As awareness of small, localized agriculture builds and more chefs embrace farm-to-fork philosophies that encourage seasonal, sustainable meat and produce, American food culture is being reborn from its roots. Some of us will support these chefs and their movement by eating in their dining rooms. Some of us will find our way to farm markets and CSA’s, and some of us, like Andrew Herman, will get our hands dirty and commit to Toulouse geese begging to be fed on a cold dawn or hairy Berkshire hogs running amok in the yard. By shortening the supply chain we may live longer, or maybe not, but we will surely empower a future of small farms and good food right here in the North.

Bringing Home the Bird

Nothing tastes better than a heritage bird that’s been grazing au naturel. Visit the following local farms to source premium pastured poultry for a fall feast.

Baker’s Green Acres

1579 Brinks Road, Marion 231.825.0293

You’ll find Baker’s delicious brand of bird on a bevy of local menus.
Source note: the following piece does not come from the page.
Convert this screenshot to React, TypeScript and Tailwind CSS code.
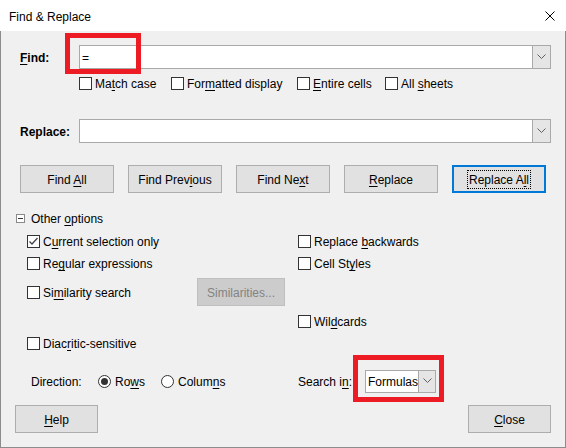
import type { ReactNode } from "react";

// texto con la letra de acceso subrayada
function Mn({ t, i }: { t: string; i: number }) {
  return (
    <>
      {t.slice(0, i)}
      <span className="underline decoration-1 underline-offset-[2px]">{t[i]}</span>
      {t.slice(i + 1)}
    </>
  );
}

function Chevron() {
  return (
    <svg width="9" height="6" viewBox="0 0 9 6">
      <path d="M0.5 0.5 L4.5 4.5 L8.5 0.5" stroke="#606060" strokeWidth="1" fill="none" />
    </svg>
  );
}

function Check({ label, checked }: { label: ReactNode; checked?: boolean }) {
  return (
    <div className="flex items-center gap-[3px]">
      <span className="flex h-[13px] w-[13px] shrink-0 items-center justify-center border border-[#333333] bg-white">
        {checked && (
          <svg width="11" height="11" viewBox="0 0 11 11">
            <path d="M1.5 5.5 L4 8 L9.5 2" stroke="#444444" strokeWidth="1.3" fill="none" />
          </svg>
        )}
      </span>
      <span className="whitespace-nowrap pt-[2px]">{label}</span>
    </div>
  );
}

function Radio({ label, on }: { label: ReactNode; on?: boolean }) {
  return (
    <div className="flex items-center gap-[4px]">
      <span className="flex h-[13px] w-[13px] shrink-0 items-center justify-center rounded-full border border-[#333333] bg-white">
        {on && <span className="h-[7px] w-[7px] rounded-full bg-[#333333]" />}
      </span>
      <span className="whitespace-nowrap pt-[2px]">{label}</span>
    </div>
  );
}

function Btn({ children, w = "w-[94px]" }: { children: ReactNode; w?: string }) {
  return (
    <button className={`${w} flex h-[28px] items-center justify-center border border-[#adadad] bg-[#e1e1e1] text-[12px]`}>
      <span className="whitespace-pre pt-[2px]">{children}</span>
    </button>
  );
}

function Combo({ value, w, h }: { value?: string; w: string; h: string }) {
  return (
    <div className={`${w} ${h} flex border border-[#a9a9a9] bg-white`}>
      <div className="flex flex-1 items-center pl-[2px] pt-[2px]">{value}</div>
      <div className="flex w-[18px] items-center justify-center border-l border-[#a9a9a9] bg-[#e5e5e5]">
        <Chevron />
      </div>
    </div>
  );
}

export default function App() {
  return (
    <div className="relative flex h-[448px] w-[566px] flex-col bg-white font-['Liberation_Sans',Arial,sans-serif] text-[12px] leading-[16px] text-black">
      {/* Barra de título */}
      <div className="flex h-[31px] shrink-0 items-center justify-between pl-[9px] pr-[11px]">
        <span className="pt-[2px]">Find &amp; Replace</span>
        <svg width="10" height="10" viewBox="0 0 10 10">
          <path d="M0.5 0.5 L9.5 9.5 M9.5 0.5 L0.5 9.5" stroke="#000" strokeWidth="1" />
        </svg>
      </div>

      <div className="flex flex-1 flex-col border-x border-b border-[#8c8c8c] bg-[#f0f0f0]">
        {/* Buscar */}
        <div className="mt-[14px] flex h-[24px] items-center">
          <span className="w-[78px] pl-[19px] pt-[2px] font-bold">
            <Mn t="Find:" i={0} />
          </span>
          <Combo value="=" w="w-[472px]" h="h-[24px]" />
        </div>

        <div className="mt-[7px] flex h-[14px] items-center pl-[78px]">
          <div className="w-[92px]">
            <Check label={<Mn t="Match case" i={2} />} />
          </div>
          <div className="w-[126px]">
            <Check label={<Mn t="Formatted display" i={3} />} />
          </div>
          <div className="w-[88px]">
            <Check label={<Mn t="Entire cells" i={0} />} />
          </div>
          <Check label={<Mn t="All sheets" i={4} />} />
        </div>

        {/* Reemplazar */}
        <div className="mt-[29px] flex h-[24px] items-center">
          <span className="w-[78px] pl-[19px] pt-[2px] font-bold">Replace:</span>
          <Combo w="w-[472px]" h="h-[24px]" />
        </div>

        {/* Botones */}
        <div className="mt-[22px] flex h-[28px] gap-[14px] pl-[19px]">
          <Btn>
            {"Find "}
            <Mn t="All" i={0} />
          </Btn>
          <Btn>
            {"Find "}
            <Mn t="Previous" i={4} />
          </Btn>
          <Btn>
            {"Find "}
            <Mn t="Next" i={2} />
          </Btn>
          <Btn>
            <Mn t="Replace" i={0} />
          </Btn>
          <button className="flex h-[28px] w-[94px] items-center justify-center border-2 border-[#0078d7] bg-[#e1e1e1]">
            <span className="border border-dotted border-black px-[1px] pt-[1px]">
              Replace A<span className="underline decoration-1 underline-offset-[2px]">l</span>l
            </span>
          </button>
        </div>

        {/* Otras opciones */}
        <div className="mt-[17px] flex h-[16px] items-center gap-[6px] pl-[15px]">
          <span className="flex h-[9px] w-[9px] items-center justify-center border border-[#8a8a8a] bg-white">
            <span className="h-px w-[5px] bg-[#333333]" />
          </span>
          <span className="pt-[2px]">
            Other <Mn t="options" i={0} />
          </span>
        </div>

        <div className="mt-[6px] flex h-[18px] items-center">
          <div className="w-[297px] pl-[26px]">
            <Check checked label={<Mn t="Current selection only" i={1} />} />
          </div>
          <Check label={<Mn t="Replace backwards" i={8} />} />
        </div>

        <div className="mt-[4px] flex h-[18px] items-center">
          <div className="w-[297px] pl-[26px]">
            <Check label={<Mn t="Regular expressions" i={2} />} />
          </div>
          <Check label={<Mn t="Cell Styles" i={7} />} />
        </div>

        <div className="mt-[6px] flex h-[28px] items-center">
          <div className="flex w-[297px] items-center pl-[26px]">
            <div className="w-[170px]">
              <Check label={<Mn t="Similarity search" i={2} />} />
            </div>
            <div className="flex h-[28px] w-[88px] items-center justify-center border border-[#bfbfbf] bg-[#cccccc] pt-[2px] text-[#838383]">
              Similarities...
            </div>
          </div>
        </div>

        <div className="mt-[6px] flex h-[18px] items-center">
          <div className="w-[297px]" />
          <Check label={<Mn t="Wildcards" i={3} />} />
        </div>

        <div className="mt-[4px] flex h-[18px] items-center">
          <div className="w-[297px] pl-[26px]">
            <Check label={<Mn t="Diacritic-sensitive" i={4} />} />
          </div>
        </div>

        {/* Dirección y buscar en */}
        <div className="mt-[17px] flex h-[24px] items-center">
          <div className="flex w-[297px] items-center pl-[30px]">
            <span className="w-[67px] pt-[2px]">Direction:</span>
            <div className="w-[63px]">
              <Radio on label={<Mn t="Rows" i={2} />} />
            </div>
            <Radio label={<Mn t="Columns" i={5} />} />
          </div>
          <span className="w-[67px] pt-[2px]">
            Search i<span className="underline decoration-1 underline-offset-[2px]">n</span>:
          </span>
          <Combo value="Formulas" w="w-[71px]" h="h-[23px]" />
        </div>

        <div className="mt-[12px] flex h-[28px] justify-between px-[14px]">
          <Btn w="w-[83px]">
            <Mn t="Help" i={0} />
          </Btn>
          <Btn w="w-[83px]">
            <Mn t="Close" i={0} />
          </Btn>
        </div>
      </div>

      {/* Recuadros rojos de anotación */}
      <div className="absolute left-[65px] top-[33px] h-[41px] w-[76px] border-[5px] border-[#ed1c24]" />
      <div className="absolute left-[353px] top-[355px] h-[47px] w-[91px] border-[5px] border-[#ed1c24]" />
    </div>
  );
}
Natural, pastured, free-range and freaky good.

Cook Family Farm

4282 Hayes Tower Road, Gaylord 989.731.1332

Grass-fed and free of medications, the first-rate birds of the Cook Family are sold whole or cut at local farm markets and at their farm store in Gaylord.

Duerksen Turkey Farm

7241 M-66, Mancelona 231.587.8267

In its third generation, the Duerksen turkey dynasty prides itself on rearing pasture-raised, unmedicated turkeys to grace your Thanksgiving table.